## Description of the task
Below are the records; locate each line with the word "screenshot" and copy it.

## Collected data
>>>

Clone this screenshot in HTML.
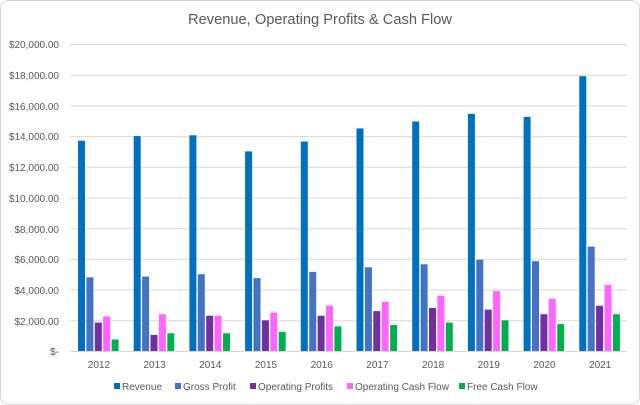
<!DOCTYPE html>
<html><head><meta charset="utf-8"><style>
html,body{margin:0;padding:0;background:#fff;}
svg{display:block;font-family:"Liberation Sans",sans-serif;}
</style></head><body>
<svg width="640" height="405" viewBox="0 0 640 405" xmlns="http://www.w3.org/2000/svg">
<rect x="0.5" y="0.5" width="639" height="404" rx="8" fill="#fff" stroke="#d9d9d9"/>
<text x="320" y="24" text-anchor="middle" font-size="15" fill="#595959" textLength="264" lengthAdjust="spacingAndGlyphs">Revenue, Operating Profits &amp; Cash Flow</text>
<g stroke="#d9d9d9" stroke-width="1">
<line x1="70" x2="627" y1="44.5" y2="44.5"/><line x1="70" x2="627" y1="75.2" y2="75.2"/>
<line x1="70" x2="627" y1="105.9" y2="105.9"/><line x1="70" x2="627" y1="136.6" y2="136.6"/>
<line x1="70" x2="627" y1="167.3" y2="167.3"/><line x1="70" x2="627" y1="198" y2="198"/>
<line x1="70" x2="627" y1="228.7" y2="228.7"/><line x1="70" x2="627" y1="259.4" y2="259.4"/>
<line x1="70" x2="627" y1="290.1" y2="290.1"/><line x1="70" x2="627" y1="320.8" y2="320.8"/>
<line x1="70" x2="627" y1="351.5" y2="351.5"/>
</g>
<g font-size="10" fill="#595959" text-anchor="end">
<text x="59" y="48">$20,000.00</text><text x="59" y="79">$18,000.00</text>
<text x="59" y="110">$16,000.00</text><text x="59" y="140">$14,000.00</text>
<text x="59" y="171">$12,000.00</text><text x="59" y="202">$10,000.00</text>
<text x="59" y="233">$8,000.00</text><text x="59" y="263">$6,000.00</text>
<text x="59" y="294">$4,000.00</text><text x="59" y="325">$2,000.00</text>
<text x="59" y="355">$-</text>
</g>
<defs>
<style>.r{fill:#0070c0}.g{fill:#4472c4}.o{fill:#7030a0}.c{fill:#ff66ff}.f{fill:#00b050}</style>
</defs>
<g transform="translate(78,0)"><rect class="r" x="0" y="140.7" width="7" height="210.3"/><rect class="g" x="8.4" y="277.3" width="7" height="73.7"/><rect class="o" x="16.8" y="322.6" width="7" height="28.4"/><rect class="c" x="25.2" y="316.5" width="7" height="34.5"/><rect class="f" x="33.6" y="339.5" width="7" height="11.5"/></g>
<g transform="translate(133.7,0)"><rect class="r" x="0" y="136.1" width="7" height="214.9"/><rect class="g" x="8.4" y="276.6" width="7" height="74.4"/><rect class="o" x="16.8" y="334.9" width="7" height="16.1"/><rect class="c" x="25.2" y="314.2" width="7" height="36.8"/><rect class="f" x="33.6" y="333.3" width="7" height="17.7"/></g>
<g transform="translate(189.4,0)"><rect class="r" x="0" y="135.3" width="7" height="215.7"/><rect class="g" x="8.4" y="274.2" width="7" height="76.8"/><rect class="o" x="16.8" y="315.7" width="7" height="35.3"/><rect class="c" x="25.2" y="315.7" width="7" height="35.3"/><rect class="f" x="33.6" y="333.3" width="7" height="17.7"/></g>
<g transform="translate(245.1,0)"><rect class="r" x="0" y="151.4" width="7" height="199.6"/><rect class="g" x="8.4" y="278.1" width="7" height="72.9"/><rect class="o" x="16.8" y="320.3" width="7" height="30.7"/><rect class="c" x="25.2" y="312.6" width="7" height="38.4"/><rect class="f" x="33.6" y="331.8" width="7" height="19.2"/></g>
<g transform="translate(300.8,0)"><rect class="r" x="0" y="141.5" width="7" height="209.5"/><rect class="g" x="8.4" y="271.9" width="7" height="79.1"/><rect class="o" x="16.8" y="315.7" width="7" height="35.3"/><rect class="c" x="25.2" y="305.7" width="7" height="45.3"/><rect class="f" x="33.6" y="326.4" width="7" height="24.6"/></g>
<g transform="translate(356.5,0)"><rect class="r" x="0" y="128.4" width="7" height="222.6"/><rect class="g" x="8.4" y="267.3" width="7" height="83.7"/><rect class="o" x="16.8" y="311.1" width="7" height="39.9"/><rect class="c" x="25.2" y="301.9" width="7" height="49.1"/><rect class="f" x="33.6" y="324.9" width="7" height="26.1"/></g>
<g transform="translate(412.2,0)"><rect class="r" x="0" y="121.5" width="7" height="229.5"/><rect class="g" x="8.4" y="264.3" width="7" height="86.7"/><rect class="o" x="16.8" y="308" width="7" height="43"/><rect class="c" x="25.2" y="295.7" width="7" height="55.3"/><rect class="f" x="33.6" y="322.6" width="7" height="28.4"/></g>
<g transform="translate(467.9,0)"><rect class="r" x="0" y="113.8" width="7" height="237.2"/><rect class="g" x="8.4" y="259.7" width="7" height="91.3"/><rect class="o" x="16.8" y="309.6" width="7" height="41.4"/><rect class="c" x="25.2" y="291.1" width="7" height="59.9"/><rect class="f" x="33.6" y="320.3" width="7" height="30.7"/></g>
<g transform="translate(523.6,0)"><rect class="r" x="0" y="116.9" width="7" height="234.1"/><rect class="g" x="8.4" y="261.2" width="7" height="89.8"/><rect class="o" x="16.8" y="314.2" width="7" height="36.8"/><rect class="c" x="25.2" y="298.8" width="7" height="52.2"/><rect class="f" x="33.6" y="324.1" width="7" height="26.9"/></g>
<g transform="translate(579.3,0)"><rect class="r" x="0" y="76.2" width="7" height="274.8"/><rect class="g" x="8.4" y="246.6" width="7" height="104.4"/><rect class="o" x="16.8" y="305.7" width="7" height="45.3"/><rect class="c" x="25.2" y="285" width="7" height="66"/><rect class="f" x="33.6" y="314.2" width="7" height="36.8"/></g>
<g font-size="10" fill="#595959" text-anchor="middle">
<text x="98.9" y="368">2012</text><text x="154.6" y="368">2013</text><text x="210.3" y="368">2014</text>
<text x="266" y="368">2015</text><text x="321.7" y="368">2016</text><text x="377.4" y="368">2017</text>
<text x="433.1" y="368">2018</text><text x="488.8" y="368">2019</text><text x="544.5" y="368">2020</text>
<text x="600.2" y="368">2021</text>
</g>
<g font-size="10" fill="#595959">
<rect x="114" y="383" width="6" height="6" fill="#0070c0"/><text x="122" y="390">Revenue</text>
<rect x="175" y="383" width="6" height="6" fill="#4472c4"/><text x="183" y="390">Gross Profit</text>
<rect x="250" y="383" width="6" height="6" fill="#7030a0"/><text x="258" y="390">Operating Profits</text>
<rect x="347" y="383" width="6" height="6" fill="#ff66ff"/><text x="355" y="390">Operating Cash Flow</text>
<rect x="459" y="383" width="6" height="6" fill="#00b050"/><text x="467" y="390">Free Cash Flow</text>
</g>
</svg>
</body></html>
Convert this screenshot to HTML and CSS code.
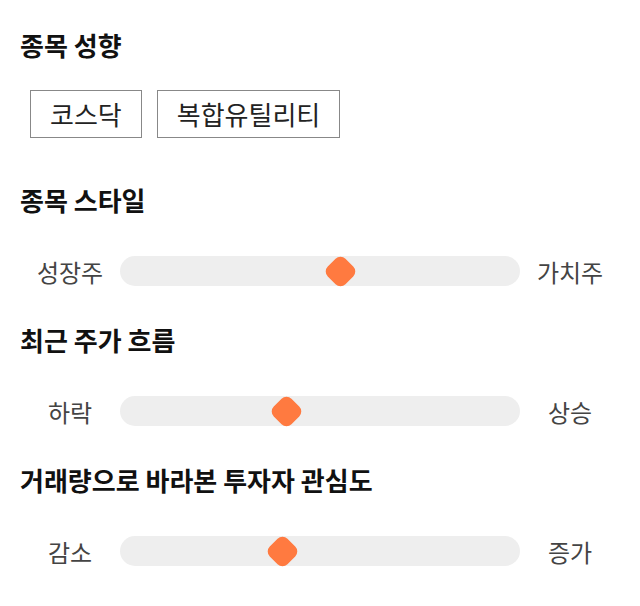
FILE: index.html
```html
<html>

<head>
  <meta charset="utf-8">
  <link rel="stylesheet" href="styles.css">
  <title>
    종목 성향
  </title>
</head>

<body>
  <div id="survey">
    <div class="section">
      <h2 class="title">종목 성향</h2>
      <div class="tags">
        <div class="tag">코스닥</div>
        <div class="tag">복합유틸리티</div>
      </div>
    </div>

    <div class="section">
      <h2 class="title">종목 스타일</h2>
      <div class="slider-row">
        <div class="side">성장주</div>
        <div class="track">
          <div class="thumb" style="left: 55%"></div>
        </div>
        <div class="side">가치주</div>
      </div>
    </div>

    <div class="section">
      <h2 class="title">최근 주가 흐름</h2>
      <div class="slider-row">
        <div class="side">하락</div>
        <div class="track">
          <div class="thumb" style="left: 41.5%"></div>
        </div>
        <div class="side">상승</div>
      </div>
    </div>

    <div class="section">
      <h2 class="title">거래량으로 바라본 투자자 관심도</h2>
      <div class="slider-row">
        <div class="side">감소</div>
        <div class="track">
          <div class="thumb" style="left: 40.5%"></div>
        </div>
        <div class="side">증가</div>
      </div>
    </div>
  </div>
</body>

</html>
```

FILE: styles.css
```css
body {
  margin: 0;
  background: #ffffff;
  font-family: 'Noto Sans CJK KR', 'Noto Sans', sans-serif;
  color: #111111;
}

#survey {
  padding: 27px 20px 0 20px;
}

.section + .section {
  margin-top: 36px;
}

.title {
  margin: 0;
  font-size: 26px;
  line-height: 36px;
  font-weight: 700;
}

.tags {
  display: flex;
  gap: 15px;
  margin-top: 27px;
  margin-bottom: 44px;
  padding-left: 10px;
}

.tag {
  border: 1px solid #888888;
  padding: 0 19px;
  height: 46px;
  line-height: 46px;
  font-size: 26px;
  color: #222222;
}

.slider-row {
  display: flex;
  align-items: center;
  height: 30px;
  margin-top: 38px;
}

.side {
  width: 100px;
  text-align: center;
  font-size: 24px;
  color: #444444;
}

.track {
  position: relative;
  flex: 1;
  height: 30px;
  border-radius: 15px;
  background: #eeeeee;
}

.thumb {
  position: absolute;
  top: 2.5px;
  width: 25px;
  height: 25px;
  margin-left: -12.5px;
  border-radius: 7px;
  background: #ff7a40;
  transform: rotate(45deg);
}
```
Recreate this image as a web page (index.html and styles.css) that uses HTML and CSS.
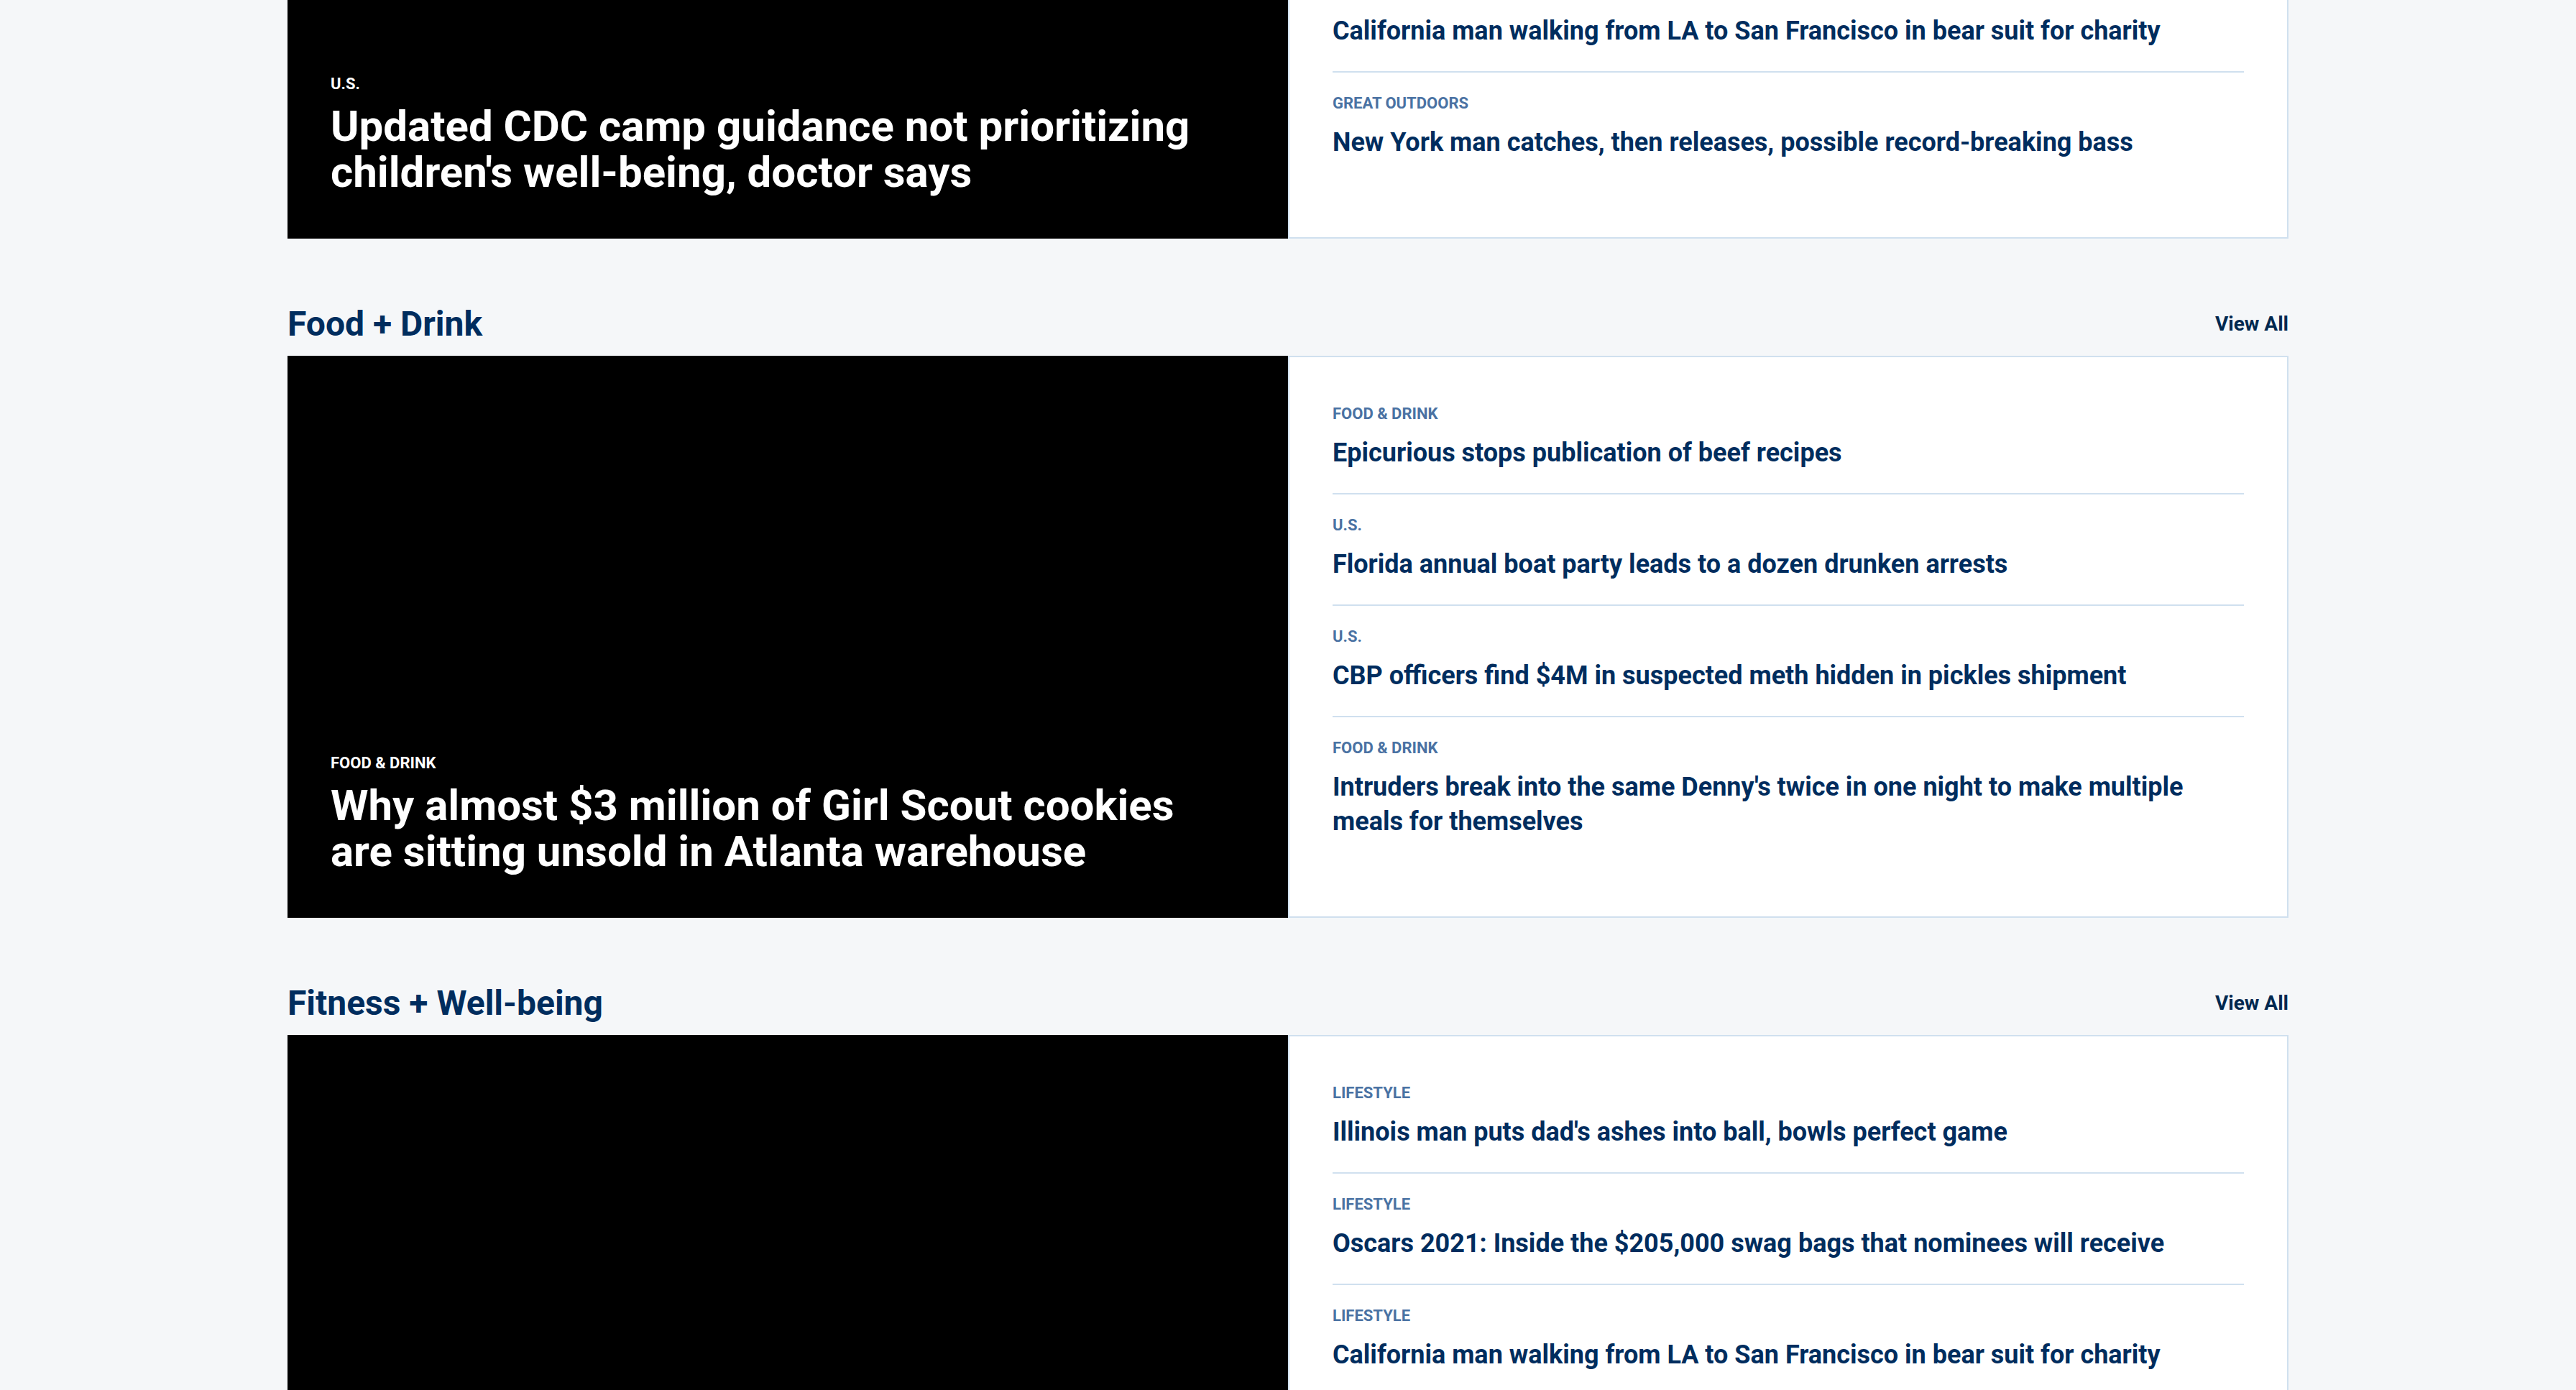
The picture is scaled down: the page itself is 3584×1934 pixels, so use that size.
FILE: index.html
```html
<!DOCTYPE html>
<html lang="en">
<head>
<meta charset="utf-8">
<title>Lifestyle</title>
<link rel="stylesheet" href="styles.css">
</head>
<body>
<main class="page">
  <section class="section">
    <div class="section-head">
      <h2 class="section-title">Travel + Outdoors</h2>
      <a class="view-all" href="#">View All</a>
    </div>
    <div class="block">
      <a class="media" href="#">
        <span class="media-label">U.S.</span>
        <span class="media-title">Updated CDC camp guidance not prioritizing children's well-being, doctor says</span>
      </a>
      <ul class="list">
        <li class="item"><span class="item-label">Travel</span><a class="item-title" href="#">Airline passengers face new rules as summer travel begins</a></li>
        <li class="item"><span class="item-label">Great Outdoors</span><a class="item-title" href="#">Hikers rescued after spending two nights stranded on a remote mountain trail in heavy fog</a></li>
        <li class="item"><span class="item-label">Lifestyle</span><a class="item-title" href="#">California man walking from LA to San Francisco in bear suit for charity</a></li>
        <li class="item"><span class="item-label">Great Outdoors</span><a class="item-title" href="#">New York man catches, then releases, possible record-breaking bass</a></li>
      </ul>
    </div>
  </section>

  <section class="section">
    <div class="section-head">
      <h2 class="section-title">Food + Drink</h2>
      <a class="view-all" href="#">View All</a>
    </div>
    <div class="block">
      <a class="media" href="#">
        <span class="media-label">Food &amp; Drink</span>
        <span class="media-title">Why almost $3 million of Girl Scout cookies are sitting unsold in Atlanta warehouse</span>
      </a>
      <ul class="list">
        <li class="item"><span class="item-label">Food &amp; Drink</span><a class="item-title" href="#">Epicurious stops publication of beef recipes</a></li>
        <li class="item"><span class="item-label">U.S.</span><a class="item-title" href="#">Florida annual boat party leads to a dozen drunken arrests</a></li>
        <li class="item"><span class="item-label">U.S.</span><a class="item-title" href="#">CBP officers find $4M in suspected meth hidden in pickles shipment</a></li>
        <li class="item"><span class="item-label">Food &amp; Drink</span><a class="item-title" href="#">Intruders break into the same Denny's twice in one night to make multiple meals for themselves</a></li>
      </ul>
    </div>
  </section>

  <section class="section">
    <div class="section-head">
      <h2 class="section-title">Fitness + Well-being</h2>
      <a class="view-all" href="#">View All</a>
    </div>
    <div class="block">
      <a class="media" href="#">
        <span class="media-label">Lifestyle</span>
        <span class="media-title">Fitness trends to watch this year as gyms reopen and people return to their workout routines at home and outdoors</span>
      </a>
      <ul class="list">
        <li class="item"><span class="item-label">Lifestyle</span><a class="item-title" href="#">Illinois man puts dad's ashes into ball, bowls perfect game</a></li>
        <li class="item"><span class="item-label">Lifestyle</span><a class="item-title" href="#">Oscars 2021: Inside the $205,000 swag bags that nominees will receive</a></li>
        <li class="item"><span class="item-label">Lifestyle</span><a class="item-title" href="#">California man walking from LA to San Francisco in bear suit for charity</a></li>
      </ul>
    </div>
  </section>
</main>
</body>
</html>
```

FILE: styles.css
```css
html, body {
  margin: 0;
  padding: 0;
  background: #f5f7f9;
}

body {
  font-family: Roboto, "Liberation Sans", Arial, sans-serif;
  font-weight: 700;
  overflow: hidden;
}

.page {
  width: 2784px;
  margin: -522px auto 0;
}

.section + .section {
  margin-top: 91px;
}

.section-head {
  display: flex;
  justify-content: space-between;
  align-items: center;
  height: 56px;
  margin-bottom: 16px;
}

.section-title {
  margin: 0;
  font-size: 48px;
  line-height: 56px;
  font-weight: 700;
  color: #002d5e;
}

.view-all {
  font-size: 28px;
  line-height: 36px;
  color: #01284f;
  text-decoration: none;
}

.block {
  display: grid;
  grid-template-columns: 1fr 1fr;
}

.media {
  display: flex;
  flex-direction: column;
  justify-content: flex-end;
  aspect-ratio: 1392 / 782;
  background: #000;
  padding: 60px 120px 60px 60px;
  box-sizing: border-box;
  text-decoration: none;
  color: #fff;
}

.media-label {
  font-size: 22px;
  line-height: 22px;
  text-transform: uppercase;
  margin-bottom: 16px;
}

.media-title {
  font-size: 60px;
  line-height: 64px;
}

.list {
  list-style: none;
  margin: 0;
  padding: 36px 60px 74px;
  background: #fff;
  border: 2px solid #d0e0ef;
}

.item {
  display: flex;
  flex-direction: column;
  padding: 32px 0;
  border-bottom: 2px solid #d0e0ef;
}

.item:last-child {
  border-bottom: 0;
}

.item-label {
  font-size: 22px;
  line-height: 22px;
  text-transform: uppercase;
  color: #4a72a3;
  margin-bottom: 19px;
}

.item-title {
  font-size: 36px;
  line-height: 48px;
  color: #002d5e;
  text-decoration: none;
}
```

<<<

## Solution for this task
Clone this screenshot in HTML.
Convert this screenshot to HTML and CSS code.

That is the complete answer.